Lembro também o som maneiro do R.E.M., e até mesmo o Pearl Jam que não dispensa os teclados do músico de apoio, bem como o João Fera dos Paralamas... Os Black Crowes com sua sonoridade retrô, é claro, não poderiam deixar de ter um tecladista de primeiríssima (Eddie Harsch, depois substituído). E que tal Wilco, que tem não só um, mas dois tecladistas?!

E para desespero dos meus leitores itabunenses: Queen e seus "pianinhos de teatro"... Aqui o som era de piano mesmo. Essencial. Senão o Queen seria só mais uma banda de Heavy Metal... Bohemian Rhapsody, Somebody to Love são músicas de piano.

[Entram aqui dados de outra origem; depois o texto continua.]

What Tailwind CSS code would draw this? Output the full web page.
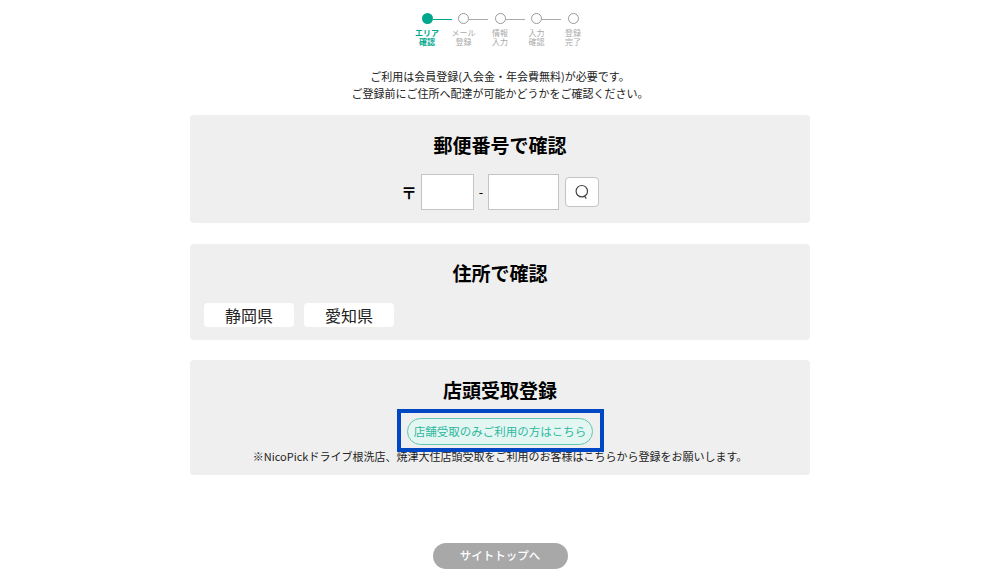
<!DOCTYPE html>
<html lang="ja">
<head>
<meta charset="utf-8">
<script src="https://cdn.jsdelivr.net/npm/@tailwindcss/browser@4"></script>
</head>
<body class="bg-white text-black font-['Noto_Sans_CJK_JP','Noto_Sans',sans-serif]">
<div class="relative w-[1000px] h-[578px] overflow-hidden flex flex-col items-center">
  <div class="flex pt-[13px] h-[68px] justify-center">
    <div class="w-[36.5px] relative flex flex-col items-center">
      <span class="absolute left-[24px] top-[5.5px] w-[19px] h-px bg-[#00a78e]"></span>
      <span class="w-[11px] h-[11px] rounded-full bg-[#00a78e]"></span>
      <span class="text-[8px] leading-[9px] mt-[4px] text-center font-bold text-[#00a78e] whitespace-nowrap">エリア<br>確認</span>
    </div>
    <div class="w-[36.5px] relative flex flex-col items-center">
      <span class="absolute left-[24px] top-[5.5px] w-[19px] h-px bg-[#aaaaaa]"></span>
      <span class="w-[11px] h-[11px] rounded-full border border-[#999999] bg-white"></span>
      <span class="text-[8px] leading-[9px] mt-[4px] text-center text-[#aaaaaa] whitespace-nowrap">メール<br>登録</span>
    </div>
    <div class="w-[36.5px] relative flex flex-col items-center">
      <span class="absolute left-[24px] top-[5.5px] w-[19px] h-px bg-[#aaaaaa]"></span>
      <span class="w-[11px] h-[11px] rounded-full border border-[#999999] bg-white"></span>
      <span class="text-[8px] leading-[9px] mt-[4px] text-center text-[#aaaaaa] whitespace-nowrap">情報<br>入力</span>
    </div>
    <div class="w-[36.5px] relative flex flex-col items-center">
      <span class="absolute left-[24px] top-[5.5px] w-[19px] h-px bg-[#aaaaaa]"></span>
      <span class="w-[11px] h-[11px] rounded-full border border-[#999999] bg-white"></span>
      <span class="text-[8px] leading-[9px] mt-[4px] text-center text-[#aaaaaa] whitespace-nowrap">入力<br>確認</span>
    </div>
    <div class="w-[36.5px] relative flex flex-col items-center">
      <span class="w-[11px] h-[11px] rounded-full border border-[#999999] bg-white"></span>
      <span class="text-[8px] leading-[9px] mt-[4px] text-center text-[#aaaaaa] whitespace-nowrap">登録<br>完了</span>
    </div>
  </div>

  <p class="text-[11px] leading-[17px] text-center text-[#222222]">ご利用は会員登録(入会金・年会費無料)が必要です。<br>ご登録前にご住所へ配達が可能かどうかをご確認ください。</p>

  <section class="mt-[13px] w-[620px] h-[108px] bg-[#efefef] rounded-[4px] flex flex-col items-center pt-[16px]">
    <h2 class="text-[19px] leading-[28px] font-bold">郵便番号で確認</h2>
    <div class="mt-[15px] flex items-center h-[36px]">
      <span class="text-[16px] font-bold mr-[4px]">〒</span>
      <span class="w-[53px] h-[36px] bg-white border border-[#c4c4c4]"></span>
      <span class="w-[14px] text-center text-[13px]">-</span>
      <span class="w-[71px] h-[36px] bg-white border border-[#c4c4c4]"></span>
      <span class="ml-[6px] w-[34px] h-[30px] bg-white border border-[#c4c4c4] rounded-[4px] flex items-center justify-center">
        <svg width="16" height="16" viewBox="0 0 16 16" fill="none" stroke="#444444" stroke-width="1.2"><circle cx="7.8" cy="7.2" r="5.7"/><path d="M10.5 12l1.8 2.6"/></svg>
      </span>
    </div>
  </section>

  <section class="mt-[21px] w-[620px] h-[96px] bg-[#efefef] rounded-[4px] flex flex-col pt-[15px]">
    <h2 class="text-[19px] leading-[28px] font-bold text-center">住所で確認</h2>
    <div class="mt-[16px] pl-[14px] flex gap-[10px]">
      <span class="w-[90px] h-[24px] bg-white rounded-[4px] flex items-center justify-center text-[16px] text-[#222222]">静岡県</span>
      <span class="w-[90px] h-[24px] bg-white rounded-[4px] flex items-center justify-center text-[16px] text-[#222222]">愛知県</span>
    </div>
  </section>

  <section class="mt-[20px] w-[620px] h-[115px] bg-[#efefef] rounded-[4px] flex flex-col items-center pt-[16px]">
    <h2 class="text-[19px] leading-[28px] font-bold">店頭受取登録</h2>
    <span class="mt-[14px] w-[186px] h-[27px] rounded-full border border-[#5cc8b4] bg-[#e3f6f2] flex items-center justify-center text-[11.5px] text-[#2fb8a0]">店舗受取のみご利用の方はこちら</span>
    <p class="mt-[3px] text-[11px] leading-[16px] text-[#222222] whitespace-nowrap">※NicoPickドライブ根洗店、焼津大住店頭受取をご利用のお客様はこちらから登録をお願いします。</p>
  </section>

  <a class="mt-[68px] w-[135px] h-[26px] rounded-full bg-[#a8a8a8] text-white text-[11.5px] font-medium flex items-center justify-center">サイトトップへ</a>

  <div class="absolute left-[397px] top-[409px] w-[207px] h-[43px] border-[4px] border-[#0047c4]"></div>
</div>
</body>
</html>
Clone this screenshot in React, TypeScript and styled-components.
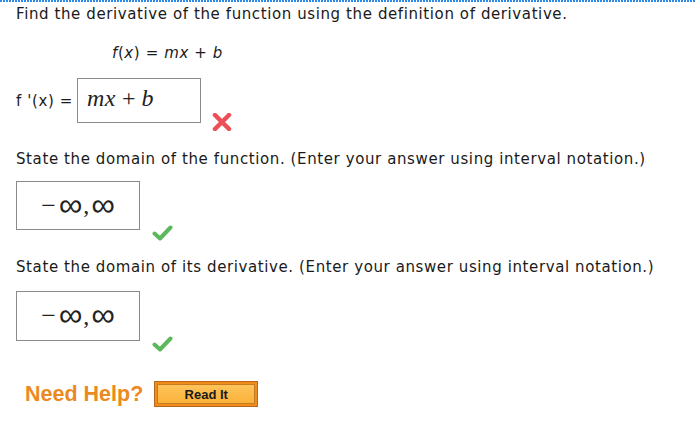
import React from 'react';
import styled, { createGlobalStyle } from 'styled-components';

const GlobalStyle = createGlobalStyle`
  body {
    margin: 0;
    background: #ffffff;
    font-family: 'DejaVu Sans', Verdana, sans-serif;
    color: #1a1a1a;
  }
`;

const Page = styled.div`
  width: 695px;
  height: 428px;
  overflow: hidden;
`;

const TopRule = styled.div`
  height: 2px;
  background: repeating-linear-gradient(90deg, #2d8ae6 0 2px, transparent 2px 3px);
`;

const Content = styled.div`
  padding-left: 16px;
  letter-spacing: 0.6px;
`;

const Prompt = styled.p<{ $top: number }>`
  margin: ${p => p.$top}px 0 0;
  font-size: 15px;
  line-height: 18px;
`;

const Formula = styled.div`
  margin: 21px 0 0 96px;
  font-size: 15px;
  line-height: 18px;
  i {
    font-style: italic;
  }
`;

const AnswerRow = styled.div<{ $top: number }>`
  display: flex;
  align-items: flex-end;
  margin-top: ${p => p.$top}px;
`;

const Label = styled.span`
  align-self: center;
  font-size: 15px;
  margin-right: 4px;
`;

const Box = styled.div<{ $center?: boolean; $h: number }>`
  box-sizing: border-box;
  width: 124px;
  height: ${p => p.$h}px;
  border: 1px solid #8a8a8a;
  display: flex;
  align-items: center;
  justify-content: ${p => (p.$center ? 'center' : 'flex-start')};
  padding-left: ${p => (p.$center ? '0' : '9px')};
  padding-bottom: ${p => (p.$center ? '0' : '4px')};
  font-family: 'Liberation Serif', 'Times New Roman', serif;
  font-size: 24px;
  letter-spacing: 0;
  color: #222;
`;

const MathText = styled.span`
  font-style: italic;
  letter-spacing: 0.5px;
`;

const Minus = styled.span`
  font-size: 26px;
  margin-right: 3px;
`;

const Inf = styled.span`
  font-family: 'DejaVu Sans', sans-serif;
  font-weight: 200;
  font-size: 33px;
  line-height: 24px;
  position: relative;
  top: -1px;
`;

const Comma = styled.span`
  margin: 0 2px 0 1px;
`;

const Mark = styled.span<{ $gap: number; $drop: number }>`
  display: inline-flex;
  margin-left: ${p => p.$gap}px;
  margin-bottom: ${p => -p.$drop}px;
`;

const HelpRow = styled.div`
  display: flex;
  align-items: center;
  margin: 40px 0 0 9px;
  letter-spacing: 0;
`;

const HelpText = styled.span`
  font-family: 'Liberation Sans', Arial, sans-serif;
  font-weight: bold;
  font-size: 21.5px;
  color: #ec8a22;
`;

const ReadIt = styled.button`
  box-sizing: border-box;
  margin-left: 11px;
  width: 104px;
  height: 26px;
  padding: 2px;
  border: 1px solid #b8661a;
  background: #f08c1e;
  cursor: pointer;
  span {
    display: flex;
    align-items: center;
    justify-content: center;
    height: 100%;
    box-sizing: border-box;
    border: 1px solid #c77a20;
    background: linear-gradient(#fdc35a, #fbb23a);
    font-family: 'Liberation Sans', Arial, sans-serif;
    font-weight: bold;
    font-size: 13px;
    color: #1a1a1a;
  }
`;

const WrongIcon = () => (
  <svg width="20" height="18" viewBox="0 0 20 18">
    <path d="M3 2 L17 16 M17 2 L3 16" stroke="#ec4f57" strokeWidth="4.5" strokeLinecap="round" />
  </svg>
);

const RightIcon = () => (
  <svg width="21" height="16" viewBox="0 0 21 16">
    <path d="M2.5 8.5 L8 13.5 L18.5 2.5" fill="none" stroke="#5cb85c" strokeWidth="4" strokeLinecap="round" strokeLinejoin="round" />
  </svg>
);

const Interval = () => (
  <>
    <Minus>−</Minus>
    <Inf>∞</Inf>
    <Comma>,</Comma>
    <Inf>∞</Inf>
  </>
);

export default function App() {
  return (
    <Page>
      <GlobalStyle />
      <TopRule />
      <Content>
        <Prompt $top={3}>Find the derivative of the function using the definition of derivative.</Prompt>
        <Formula>
          <i>f</i>(<i>x</i>) = <i>mx</i> + <i>b</i>
        </Formula>
        <AnswerRow $top={16}>
          <Label>f '(x) =</Label>
          <Box $h={45}>
            <MathText>mx</MathText>&nbsp;+&nbsp;<MathText>b</MathText>
          </Box>
          <Mark $gap={11} $drop={8}><WrongIcon /></Mark>
        </AnswerRow>
        <Prompt $top={27}>State the domain of the function. (Enter your answer using interval notation.)</Prompt>
        <AnswerRow $top={13}>
          <Box $center $h={49}><Interval /></Box>
          <Mark $gap={12} $drop={11}><RightIcon /></Mark>
        </AnswerRow>
        <Prompt $top={28}>State the domain of its derivative. (Enter your answer using interval notation.)</Prompt>
        <AnswerRow $top={15}>
          <Box $center $h={50}><Interval /></Box>
          <Mark $gap={12} $drop={11}><RightIcon /></Mark>
        </AnswerRow>
        <HelpRow>
          <HelpText>Need Help?</HelpText>
          <ReadIt><span>Read It</span></ReadIt>
        </HelpRow>
      </Content>
    </Page>
  );
}
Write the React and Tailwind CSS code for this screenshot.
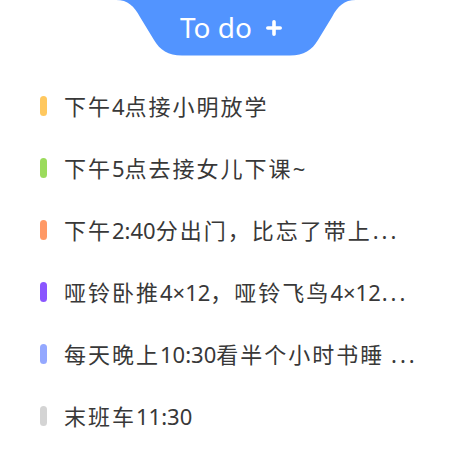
import React from "react";

const items = [
  { color: "bg-[#ffc85f]", text: "下午4点接小明放学" },
  { color: "bg-[#9bdb5c]", text: "下午5点去接女儿下课~" },
  { color: "bg-[#ff9966]", text: "下午2:40分出门，比忘了带上..." },
  { color: "bg-[#8a56ff]", text: "哑铃卧推4×12，哑铃飞鸟4×12..." },
  { color: "bg-[#94a8ff]", text: "每天晚上10:30看半个小时书睡 ..." },
  { color: "bg-[#d4d4d4]", text: "末班车11:30" },
];

function Runs({ text }) {
  const parts = text.split(/([\u3000-\u9fff\uff00-\uffef]+|\.{3})/).filter(Boolean);
  return parts.map((p, i) => {
    if (/^[\u3000-\u9fff\uff00-\uffef]+$/.test(p)) {
      return (
        <span key={i} className="tracking-[2px]">
          {p}
        </span>
      );
    }
    if (p === "...") {
      return (
        <span key={i} className="ml-[1px] tracking-[3px]">
          {p}
        </span>
      );
    }
    return <span key={i}>{p}</span>;
  });
}

export default function App() {
  return (
    <div
      className="w-[472px] h-[472px] bg-white flex flex-col items-center overflow-hidden"
      style={{ fontFamily: '"Noto Sans", "Noto Sans CJK SC", sans-serif' }}
    >
      <div className="relative w-[240px] h-[56px] shrink-0">
        <svg className="absolute inset-0" width="240" height="56" viewBox="0 0 240 56">
          <path
            d="M0,0 C12,0 18,6 24,17 L38,40 C44,50 52,55.5 66,55.5 L174,55.5 C188,55.5 196,50 202,40 L216,17 C222,6 228,0 240,0 Z"
            fill="#5294ff"
          />
        </svg>
        <div className="relative flex items-center justify-center h-[56px] pb-[2px] pr-[10px] text-white">
          <span className="text-[28px] leading-none">To do</span>
          <svg className="ml-[14px] mt-[1px]" width="16" height="16" viewBox="0 0 16 16">
            <path d="M8 1.8 V14.2 M1.8 8 H14.2" stroke="white" strokeWidth="3.6" strokeLinecap="round" />
          </svg>
        </div>
      </div>
      <div className="w-full flex flex-col pl-[40px] mt-[19px]">
        {items.map((it, i) => (
          <div key={i} className="h-[62px] flex items-center">
            <div className={`w-[7px] h-[20px] rounded-full ${it.color}`} />
            <span className="ml-[17px] text-[22px] leading-none text-[#383838] whitespace-nowrap">
              <Runs text={it.text} />
            </span>
          </div>
        ))}
      </div>
    </div>
  );
}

Engraçado é que até o disco The Game de 1980, a banda se orgulhava de não usar sintetizador (and nobody played synthesizer, vinha escrito sempre nos créditos).

É claro que, para a MPB essa "dificuldade" não existe. A começar pelo fato de que o maestro soberano era da área e fazia subir frequetemente o piano pra mangueira. Mas, mesmo o nosso pop sempre foi aberto ao teclado. Começando com os teclados de Arnaldo Dias Baptista nos Mutantes, ele seguiu com Rita Lee no Tutti-Frutti até pra sempre no seu feliz casamento (musical) com Roberto de Carvalho. Nas bandas dos oitenta, Paralamas começou sem, mas incorporou já no terceiro (e essencial) álbum, Selvagem. Titãs e Barão, nunca dispensaram. Cássia Eller tinha tecladista na banda, bem como os Infernais de Nando Reis e as bandas da artistas como Lenine e Zeca Baleiro. No manguebit (prefiro a grafia original), Nação Zumbi não tinha mas Bactéria aciona os botõeszinhos no Mundo Livre S.A.


Mellotron: sonho de consumo. Cada tecla aciona uma nota de um instrumento pré-gravado em fita magnética. Foi assim que John Paul Jones tocou flauta em Stairway to Heaven...

Pato Fu também incorporou e o disco novo da Céu é um brinde ao teclado retrô, um desfile de sonoridades antiquadas misturadas com maestria. Provável influência da banda do guitarrista Fernando Catatau que produziu (também) o último do Arnaldo (que sempre teve teclado em sua banda) com aqueles tecladinhos Jovem Guarda...

Enfim, as coisas se reciclam. E ás vezes eu penso: graças a deus!